* [STORED DATA]:
========================================

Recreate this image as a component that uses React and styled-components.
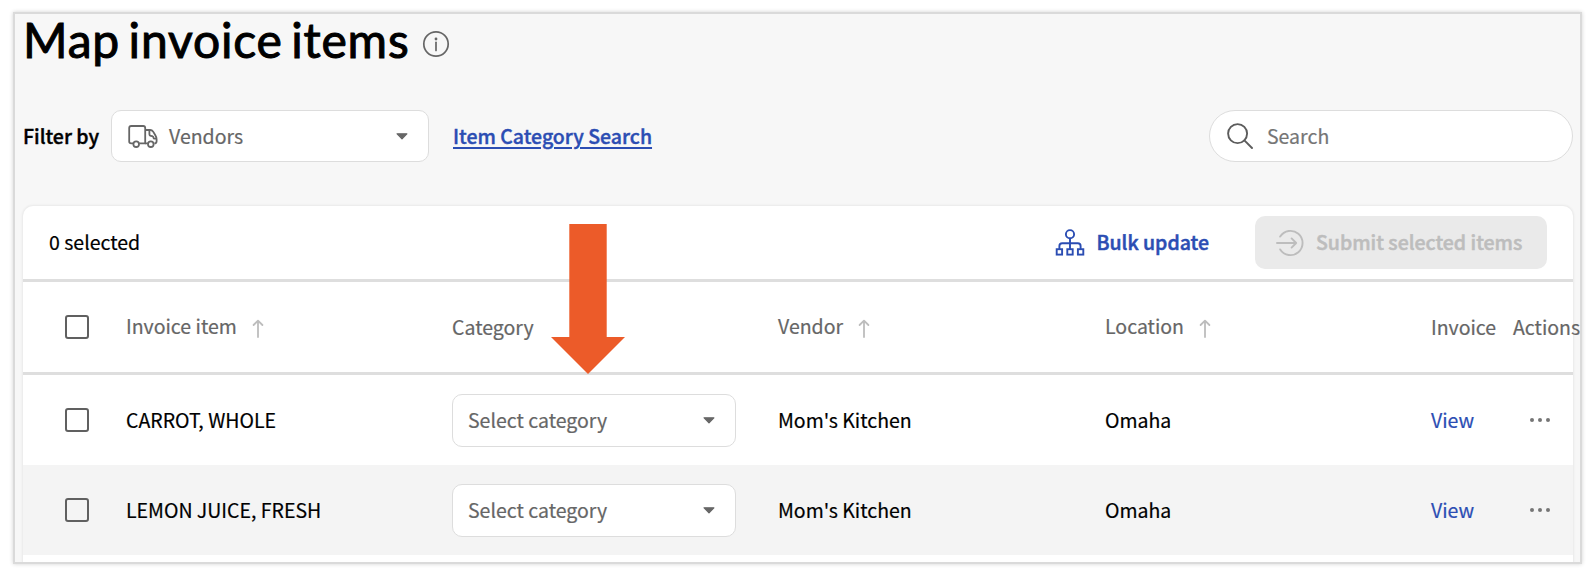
import { useState } from "react";
import styled, { createGlobalStyle } from "styled-components";

const rows = [
	{ id: 1, item: "CARROT, WHOLE", vendor: "Mom's Kitchen", location: "Omaha" },
	{ id: 2, item: "LEMON JUICE, FRESH", vendor: "Mom's Kitchen", location: "Omaha" },
];

export default function App() {
	const [search, setSearch] = useState("");
	const [selected, setSelected] = useState([]);

	function toggle(id) {
		setSelected(
			selected.includes(id)
				? selected.filter((elem) => elem !== id)
				: [...selected, id]
		);
	}

	function toggleAll() {
		setSelected(selected.length === rows.length ? [] : rows.map((row) => row.id));
	}

	return (
		<>
			<GlobalStyle />
			<Frame>
				<TitleRow>
					<Title>Map invoice items</Title>
					<InfoIcon />
				</TitleRow>

				<Filters>
					<FilterLabel>Filter by</FilterLabel>
					<VendorSelect>
						<TruckIcon />
						<SelectText>Vendors</SelectText>
						<Caret />
					</VendorSelect>
					<SearchLink href="#">Item Category Search</SearchLink>
					<SearchBox>
						<SearchIcon />
						<SearchInput
							placeholder="Search"
							value={search}
							onChange={(e) => setSearch(e.target.value)}
						/>
					</SearchBox>
				</Filters>

				<Card>
					<Toolbar>
						<Selected>{selected.length} selected</Selected>
						<BulkButton>
							<TreeIcon />
							<ButtonText>Bulk update</ButtonText>
						</BulkButton>
						<SubmitButton disabled={!selected.length}>
							<SubmitIcon />
							<ButtonText>Submit selected items</ButtonText>
						</SubmitButton>
					</Toolbar>

					<HeaderRow>
						<Check
							type="checkbox"
							checked={selected.length === rows.length}
							onChange={toggleAll}
						/>
						<SortHeading>
							Invoice item <SortIcon />
						</SortHeading>
						<Heading>Category</Heading>
						<SortHeading>
							Vendor <SortIcon />
						</SortHeading>
						<SortHeading>
							Location <SortIcon />
						</SortHeading>
						<Heading>Invoice</Heading>
						<Heading>Actions</Heading>
					</HeaderRow>

					{rows.map((row, index) => (
						<Row key={row.id} $striped={index % 2 === 1}>
							<Check
								type="checkbox"
								checked={selected.includes(row.id)}
								onChange={() => toggle(row.id)}
							/>
							<Cell>{row.item}</Cell>
							<CategorySelect>
								<SelectText>Select category</SelectText>
								<Caret />
							</CategorySelect>
							<Cell>{row.vendor}</Cell>
							<Cell>{row.location}</Cell>
							<ViewLink href="#">View</ViewLink>
							<MoreButton>
								<Dot />
								<Dot />
								<Dot />
							</MoreButton>
						</Row>
					))}
				</Card>
			</Frame>
			<Pointer width="74" height="150" viewBox="0 0 74 150">
				<path d="M18.3 0H55.7V113H74L37 150L0 113H18.3Z" fill="#ec5b29" />
			</Pointer>
		</>
	);
}

function InfoIcon() {
	return (
		<svg width="28" height="28" viewBox="0 0 28 28" fill="none" stroke="#666" strokeWidth="1.7">
			<circle cx="14" cy="14" r="12.2" />
			<path d="M14 12.3V20.4" strokeLinecap="round" />
			<circle cx="14" cy="9" r="1.4" fill="#666" stroke="none" />
		</svg>
	);
}

function TruckIcon() {
	return (
		<svg width="30" height="24" viewBox="0 0 30 24" fill="none" stroke="#666" strokeWidth="1.8" strokeLinejoin="round">
			<path d="M5.2 19.4H3.2Q1.2 19.4 1.2 17.4V4Q1.2 2 3.2 2H15.2Q17.2 2 17.2 4V19.4H11.2" />
			<path d="M17.2 6H22.2Q24 6 25 7.4L27.2 11Q28.6 13.3 28.6 15.2V17.2Q28.6 19.4 26.4 19.4M17.2 19.4H19.8" />
			<path d="M21.4 6.2V10.2Q21.4 11.6 22.8 11.9L24.2 12.2Q25.5 12.6 25.5 13.8Q25.6 14.6 26.6 14.6H28.4" />
			<circle cx="8.2" cy="20.2" r="2.8" />
			<circle cx="22.8" cy="20.2" r="2.8" />
		</svg>
	);
}

function SearchIcon() {
	return (
		<svg width="26" height="26" viewBox="0 0 26 26" fill="none" stroke="#5c5c5c" strokeWidth="1.9" strokeLinecap="round">
			<circle cx="10.6" cy="10.6" r="9.5" />
			<path d="M17.4 17.4L25 25" />
		</svg>
	);
}

function TreeIcon() {
	return (
		<svg width="30" height="27" viewBox="0 0 30 27" fill="none" stroke="#2b4db3" strokeWidth="1.9">
			<circle cx="15" cy="5.2" r="4.1" />
			<path d="M15 9.3V20M4.4 20V17Q4.4 14.2 7.2 14.2H22.8Q25.6 14.2 25.6 17V20" />
			<rect x="1.7" y="20.2" width="5.4" height="5.4" />
			<rect x="12.3" y="20.2" width="5.4" height="5.4" />
			<rect x="22.9" y="20.2" width="5.4" height="5.4" />
		</svg>
	);
}

function SubmitIcon() {
	return (
		<svg width="28" height="28" viewBox="0 0 28 28" fill="none" stroke="#bdbdbd" strokeWidth="1.9" strokeLinecap="round" strokeLinejoin="round">
			<path d="M4.2 7.6A12.1 12.1 0 1 1 4.2 20.4" />
			<path d="M1 14H20.2M15.6 9.4L20.2 14L15.6 18.6" />
		</svg>
	);
}

function SortIcon() {
	return (
		<svg width="12" height="19" viewBox="0 0 12 19" fill="none" stroke="#bdbdbd" strokeWidth="1.8" strokeLinecap="round" strokeLinejoin="round">
			<path d="M6 18V1.6M1.6 6L6 1.6L10.4 6" />
		</svg>
	);
}

function Caret() {
	return (
		<svg width="12" height="7" viewBox="0 0 12 7">
			<path d="M1.1 0.8H10.9L6 5.8Z" fill="#666" stroke="#666" strokeWidth="1.2" strokeLinejoin="round" />
		</svg>
	);
}

const GlobalStyle = createGlobalStyle`
	* {
		box-sizing: border-box;
	}

	body {
		margin: 0;
		padding: 14px 12px 14px 15px;
		background: #ffffff;
		color: #000000;
		font-family: "Noto Sans CJK SC", "Noto Sans", sans-serif;
		font-size: 19.5px;
		line-height: 28px;
		-webkit-text-stroke: 0.2px;
	}

	svg {
		flex-shrink: 0;
	}

	button, input {
		font: inherit;
	}
`;

const Frame = styled.div`
	display: flex;
	flex-direction: column;
	width: 1565px;
	height: 548px;
	padding: 0 7px 0 8px;
	overflow: hidden;
	background: #f7f7f7;
	box-shadow: 0 0 0 2px #dadada, 0 0 4px 2px #d2d2d2;
`;

const TitleRow = styled.div`
	display: flex;
	align-items: center;
	gap: 12px;
	height: 60px;
`;

const Title = styled.h1`
	width: 387px;
	margin: 0;
	padding-bottom: 8px;
	font-family: Lato, sans-serif;
	font-weight: 400;
	font-size: 48px;
	line-height: 52px;
	letter-spacing: 0.8px;
	word-spacing: -4.5px;
	white-space: nowrap;
	-webkit-text-stroke: 1px #000000;
`;

const Filters = styled.div`
	display: flex;
	align-items: center;
	height: 52px;
	margin-top: 36px;
`;

const FilterLabel = styled.span`
	width: 88px;
	font-weight: 500;
	white-space: nowrap;
	-webkit-text-stroke: 0.4px;
`;

const Select = styled.div`
	display: flex;
	align-items: center;
	height: 53px;
	border: 1px solid #dddddd;
	border-radius: 10px;
	background: #ffffff;
	color: #666666;
`;

const VendorSelect = styled(Select)`
	gap: 11px;
	width: 318px;
	height: 52px;
	padding: 0 20px 0 16px;
`;

const CategorySelect = styled(Select)`
	width: 284px;
	padding: 0 20px 0 15px;
`;

const SelectText = styled.span`
	flex: 1;
`;

const SearchLink = styled.a`
	margin-left: 24px;
	color: #2b4db3;
	font-weight: 500;
	text-decoration-thickness: 2px;
	text-underline-offset: 3px;
	-webkit-text-stroke: 0.4px;
`;

const SearchBox = styled.div`
	display: flex;
	align-items: center;
	gap: 14px;
	width: 364px;
	height: 52px;
	margin-left: auto;
	padding: 0 17px;
	border: 1px solid #dddddd;
	border-radius: 27px;
	background: #ffffff;
`;

const SearchInput = styled.input`
	flex: 1;
	min-width: 0;
	padding: 0;
	border: none;
	outline: none;
	background: none;

	&::placeholder {
		color: #757575;
		opacity: 1;
	}
`;

const Card = styled.div`
	flex: 1;
	width: 1550px;
	margin-top: 44px;
	border-radius: 10px 10px 0 0;
	background: #ffffff;
	box-shadow: 0 0 2px 1px #e9e9e9;
`;

const Toolbar = styled.div`
	display: flex;
	align-items: center;
	height: 76px;
	padding: 0 26px;
	border-bottom: 3px solid #dedede;
`;

const Selected = styled.span`
	flex: 1;
	padding-bottom: 2px;
`;

const BulkButton = styled.button`
	display: flex;
	align-items: center;
	gap: 12px;
	padding: 0;
	margin-right: 46px;
	border: none;
	background: none;
	color: #2b4db3;
	font-weight: 500;
	white-space: nowrap;
`;

const SubmitButton = styled.button`
	display: flex;
	align-items: center;
	gap: 12px;
	width: 292px;
	height: 53px;
	padding: 0 0 0 21px;
	border: none;
	border-radius: 10px;
	background: #eaeaea;
	color: #bdbdbd;
	font-weight: 500;
	white-space: nowrap;
`;

const ButtonText = styled.span`
	padding-bottom: 2px;
	-webkit-text-stroke: 0.5px;
`;

const Row = styled.div`
	display: grid;
	grid-template-columns: 61px 326px 326px 327px 326px 82px 60px;
	align-items: center;
	height: 90px;
	padding-left: 42px;
	background: ${(props) => (props.$striped ? "#f4f4f4" : "#ffffff")};
`;

const HeaderRow = styled(Row)`
	height: 93px;
	border-bottom: 3px solid #dedede;
`;

const Check = styled.input`
	appearance: none;
	width: 24px;
	height: 24px;
	margin: 0;
	border: 2px solid #606060;
	border-radius: 3px;

	&:checked {
		background: #2b4db3;
	}
`;

const Cell = styled.span`
	white-space: nowrap;
`;

const Heading = styled.span`
	color: #666666;
	white-space: nowrap;
`;

const SortHeading = styled(Heading)`
	display: flex;
	align-items: center;
	gap: 15px;
	padding-bottom: 3px;

	svg {
		margin-top: 5px;
	}
`;

const ViewLink = styled.a`
	color: #2b4db3;
	text-decoration: none;
`;

const MoreButton = styled.button`
	display: flex;
	gap: 4px;
	padding: 0 0 0 17px;
	border: none;
	background: none;
`;

const Dot = styled.span`
	width: 4px;
	height: 4px;
	border-radius: 50%;
	background: #757575;
`;

const Pointer = styled.svg`
	position: absolute;
	top: 224px;
	left: 551px;
	pointer-events: none;
`;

========================================

* [WRITTEN INSTRUCTION]:
Repeat the listing above up to and including the line with "</HeaderRow>", starting from its first line. Drop any pictures.

* [FULL ANSWER]:
Recreate this image as a component that uses React and styled-components.
import { useState } from "react";
import styled, { createGlobalStyle } from "styled-components";

const rows = [
	{ id: 1, item: "CARROT, WHOLE", vendor: "Mom's Kitchen", location: "Omaha" },
	{ id: 2, item: "LEMON JUICE, FRESH", vendor: "Mom's Kitchen", location: "Omaha" },
];

export default function App() {
	const [search, setSearch] = useState("");
	const [selected, setSelected] = useState([]);

	function toggle(id) {
		setSelected(
			selected.includes(id)
				? selected.filter((elem) => elem !== id)
				: [...selected, id]
		);
	}

	function toggleAll() {
		setSelected(selected.length === rows.length ? [] : rows.map((row) => row.id));
	}

	return (
		<>
			<GlobalStyle />
			<Frame>
				<TitleRow>
					<Title>Map invoice items</Title>
					<InfoIcon />
				</TitleRow>

				<Filters>
					<FilterLabel>Filter by</FilterLabel>
					<VendorSelect>
						<TruckIcon />
						<SelectText>Vendors</SelectText>
						<Caret />
					</VendorSelect>
					<SearchLink href="#">Item Category Search</SearchLink>
					<SearchBox>
						<SearchIcon />
						<SearchInput
							placeholder="Search"
							value={search}
							onChange={(e) => setSearch(e.target.value)}
						/>
					</SearchBox>
				</Filters>

				<Card>
					<Toolbar>
						<Selected>{selected.length} selected</Selected>
						<BulkButton>
							<TreeIcon />
							<ButtonText>Bulk update</ButtonText>
						</BulkButton>
						<SubmitButton disabled={!selected.length}>
							<SubmitIcon />
							<ButtonText>Submit selected items</ButtonText>
						</SubmitButton>
					</Toolbar>

					<HeaderRow>
						<Check
							type="checkbox"
							checked={selected.length === rows.length}
							onChange={toggleAll}
						/>
						<SortHeading>
							Invoice item <SortIcon />
						</SortHeading>
						<Heading>Category</Heading>
						<SortHeading>
							Vendor <SortIcon />
						</SortHeading>
						<SortHeading>
							Location <SortIcon />
						</SortHeading>
						<Heading>Invoice</Heading>
						<Heading>Actions</Heading>
					</HeaderRow>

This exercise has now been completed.